St Ive Parish

This page will eventually hold many photographs of the parish as it is today as well as any older photographs I can scan. It may take time to download.

Fore Street looking west. Pensilva has two parallel roads, the lower Fore Street and the higher Princess Road, they are joined by Wesley Road and Church Hill. Fore Street used to be the main road and has the majority of older dwellings. As it is rather narrow in places the wider Princess Street has now become the main thoroughfare.

Wesley Road is a short lane that joins Princess Road and Fore Street and runs from the Wesley Chapel to the Bible Christian Chapel. Again it is lined with a terrace of miners cottages. The photograph is taken on a foggy morning, a common occurrence in Pensilva.

This view is along Fore Street looking west, the road on the right is Wesley Road. The cottage on the left was until very recently a grocer's store.

If you take away all the modern paraphernalia, such as the proliferation of posts and wires that Pensilva seems to suffer from, the road signs and markings, and the cars, as has been done in these photos, you will see that little has changed. The miners cottages are still there.

This old postcard of Pensilva shows Princess Road around 1900. It has not changed much, most of the dwellings are still there. I will photograph it as it is today whenever I can find a time when it is not too obscured with parked vehicles. Miner's cottages never had room to park a car!

This old postcard [kindly provided by Paul Symons] shows Fore Street looking west, probably circa 1890.  The gentleman with the horse is believed to be William Tresise, who is listed as the grocer, draper and postmaster at the shop in the 1881 census.

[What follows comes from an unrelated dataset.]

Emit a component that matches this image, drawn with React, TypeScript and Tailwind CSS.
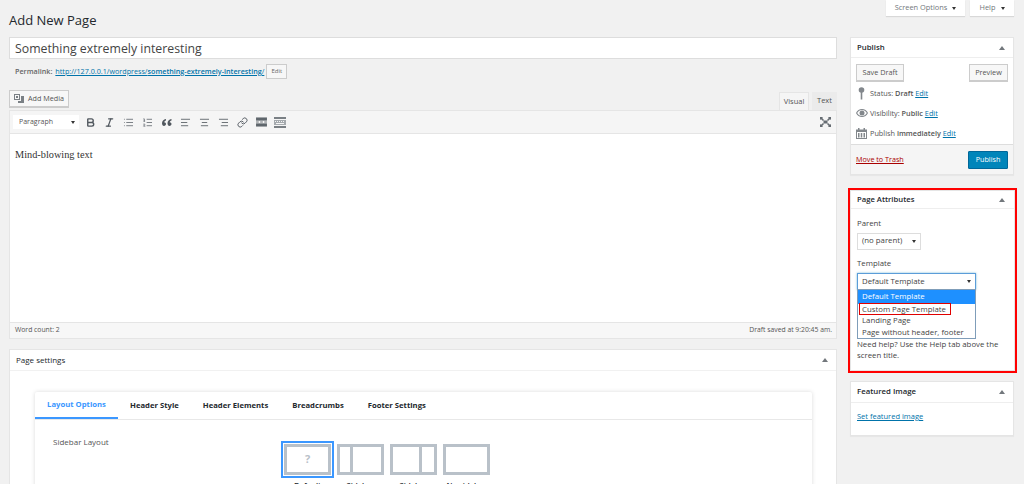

St Ive Cross showing the road going towards Woodcockseye and the Parish Boundary From Fore Down, looking south east  with Pensilva on the left.

Thousands of miners must have walked this track which winds from Pensilva, across Fore Down to the South Caradon Mines

A view of Pensilva from Fore Down (at the base of Caradon Hill), Dartmoor can be seen in the far distance.

 

 

Pensilva Primary School, this building, built of granite from the Cheesewring quarry opened in 1914 and replaced an earlier building which then became a garage and blacksmiths. Within 3 weeks of opening the school closed for two weeks due to a severe outbreak of mumps and in 1915 it closed two months due to an outbreak of diphtheria that caused at least one fatality. Shortly after the school opening the Headmaster Mr Oliver Sargent volunteered for the War, never to return as he died in active service  in 1916.

The Old Vicarage is a large rambling building of steep roofs and gables, situated opposite the Church. It is mentioned in the Glebe Terriers. It is now a private dwelling.

Diagonally opposite the Vicarage is the Butcher's Arms. This inn has stood here for many centuries.

 

Photograph taken from the St Ive to Gang road. In the foreground on the left amongst the trees is Gate, West Morshead is in the centre, Pensilva stretches across the base of Caradon Hill

Photograph taken in the general direction of Woolston

This picture is taken downhill from Nineoaks, looking towards Marshgate, the fields of rape are on the other side of the River Lynher This derelict cottage, which is on the verge of collapse, is the only dwelling remaining at Nineoaks, The census reveal that there were several agricultural labourers cottages here at one time.
This photograph is taken from South Hill parish near Tregonnett over the wooded valley of the river Lynher [running across the picture] towards St Ive and Linkinhorne. The farm buildings on the middle left belong to Scrawsdon Farm and those to the right are at Longridge.